Loany is likely a modern invented form, possibly influenced by Loanne or Loni.
Loany carries echoes of the historic Kingdom of Loango, a powerful Bantu state that flourished along the Atlantic coast of Central Africa — present-day Republic of Congo and Gabon — from roughly the 14th century onward. The Loango Kingdom was renowned for its sophisticated trade networks, matrilineal royal succession, and rich ceremonial culture, and its name persists in regional place names and personal names throughout the Congo Basin diaspora. Used as a given name, Loany functions as an homage to that heritage, a quiet act of cultural memory.

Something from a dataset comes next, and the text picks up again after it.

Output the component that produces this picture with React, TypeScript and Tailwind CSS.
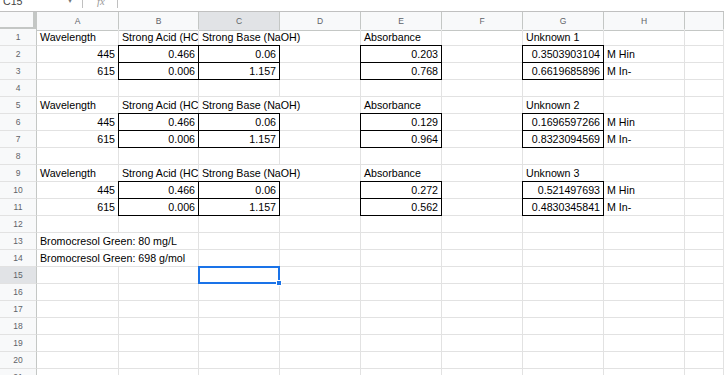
import React from 'react';

type Cell = { c: number; t: string; num?: boolean; box?: boolean; span?: number; clip?: boolean };

const COLS = ['A', 'B', 'C', 'D', 'E', 'F', 'G', 'H', ''];

// one block of readings: header row + two wavelengths
const block = (e: [string, string], unknown: string, g: [string, string]): Cell[][] => [
  [
    { c: 0, t: 'Wavelength' },
    { c: 1, t: 'Strong Acid (HCl)', clip: true },
    { c: 2, t: 'Strong Base (NaOH)', span: 2 },
    { c: 4, t: 'Absorbance' },
    { c: 6, t: unknown },
  ],
  [
    { c: 0, t: '445', num: true },
    { c: 1, t: '0.466', num: true, box: true },
    { c: 2, t: '0.06', num: true, box: true },
    { c: 4, t: e[0], num: true, box: true },
    { c: 6, t: g[0], num: true, box: true },
    { c: 7, t: 'M Hin' },
  ],
  [
    { c: 0, t: '615', num: true },
    { c: 1, t: '0.006', num: true, box: true },
    { c: 2, t: '1.157', num: true, box: true },
    { c: 4, t: e[1], num: true, box: true },
    { c: 6, t: g[1], num: true, box: true },
    { c: 7, t: 'M In-' },
  ],
];

const rows: Cell[][] = [
  ...block(['0.203', '0.768'], 'Unknown 1', ['0.3503903104', '0.6619685896']),
  [],
  ...block(['0.129', '0.964'], 'Unknown 2', ['0.1696597266', '0.8323094569']),
  [],
  ...block(['0.272', '0.562'], 'Unknown 3', ['0.521497693', '0.4830345841']),
  [],
  [{ c: 0, t: 'Bromocresol Green: 80 mg/L', span: 2 }],
  [{ c: 0, t: 'Bromocresol Green: 698 g/mol', span: 2 }],
  [], [], [], [], [], [], [], [],
];

const SEL_ROW = 15;
const SEL_COL = 2;

export default function App() {
  return (
    <div className="h-screen w-full overflow-hidden bg-white font-['Liberation_Sans',Arial,sans-serif] text-black">
      {/* formula bar (scrolled, only the bottom shows) */}
      <div className="h-[12px] overflow-hidden border-b border-[#c0c0c0]">
        <div className="-mt-[7px] flex h-[15px] items-center text-[10.67px] text-[#444]">
          <span className="w-[68px] pl-[3px]">C15</span>
          <span className="w-[14px] text-[8px] text-[#777]">▾</span>
          <span className="h-full w-px bg-[#c0c0c0]" />
          <span className="w-[34px] pl-[14px] font-['Liberation_Serif',serif] italic text-[#999]">fx</span>
          <span className="h-full w-px bg-[#c0c0c0]" />
        </div>
      </div>

      <div className="grid grid-cols-[37px_82px_80px_81px_81px_81px_81px_81px_81px_1fr] auto-rows-[17px]">
        {/* column headers */}
        <div className="h-[19px] border-b-[4px] border-r-[4px] border-[#c4c7c5] bg-[#f8f9fa]" />
        {COLS.map((l, i) => (
          <div
            key={l + i}
            className={`flex h-[19px] items-center justify-center border-b border-r border-[#c4c7c5] text-[8.5px] text-[#5f6368] ${
              i === SEL_COL ? 'bg-[#e1e3e6]' : 'bg-[#f8f9fa]'
            }`}
          >
            {l}
          </div>
        ))}

        {rows.map((row, r) => {
          const n = r + 1;
          const out: React.ReactNode[] = [];
          out.push(
            <div
              key={`h${n}`}
              className={`flex items-center justify-center border-b border-r border-b-[#e2e2e2] border-r-[#c4c7c5] text-[8.5px] text-[#5f6368] ${
                n === SEL_ROW ? 'bg-[#e1e3e6]' : 'bg-[#f8f9fa]'
              }`}
            >
              {n}
            </div>
          );
          let c = 0;
          while (c < COLS.length) {
            const cell = row.find((x) => x.c === c);
            const span = cell?.span ?? 1;
            const selected = n === SEL_ROW && c === SEL_COL;
            out.push(
              <div
                key={`${n}-${c}`}
                className={`relative flex items-end whitespace-nowrap border-b border-r border-[#e2e2e2] px-[3px] pb-[1px] text-[10.67px] leading-[13px] ${
                  span === 2 ? 'col-span-2' : ''
                } ${cell?.num ? 'justify-end' : ''} ${cell?.clip ? 'overflow-hidden' : ''}`}
              >
                {cell?.t}
                {cell?.box && (
                  <span className="pointer-events-none absolute -bottom-px -left-px -right-px -top-px z-10 border border-black" />
                )}
                {selected && (
                  <span className="pointer-events-none absolute -bottom-px -left-px -right-px -top-px z-20 border-2 border-[#1a73e8]">
                    <span className="absolute -bottom-[4px] -right-[4px] h-[6px] w-[6px] border border-white bg-[#1a73e8]" />
                  </span>
                )}
              </div>
            );
            c += span;
          }
          return out;
        })}
      </div>
    </div>
  );
}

The name also appears independently in parts of Latin America, particularly in communities with Afro-Iberian roots, where it may have evolved as a phonetic variant or a feminized diminutive absorbed through the Atlantic slave trade's brutal dispersal of Central African peoples. In that context it carries a layered dignity: a name that survived displacement and reinvention. In modern usage, Loany is rare enough to feel genuinely distinctive while remaining pronounceable across Romance and English-speaking contexts.
Its two-syllable lilt and open vowel ending align it with a class of names — Zara, Lena, Maeva — that feel simultaneously timeless and fresh. Parents choosing Loany today are often drawn to its understated elegance and the depth of history quietly folded inside it.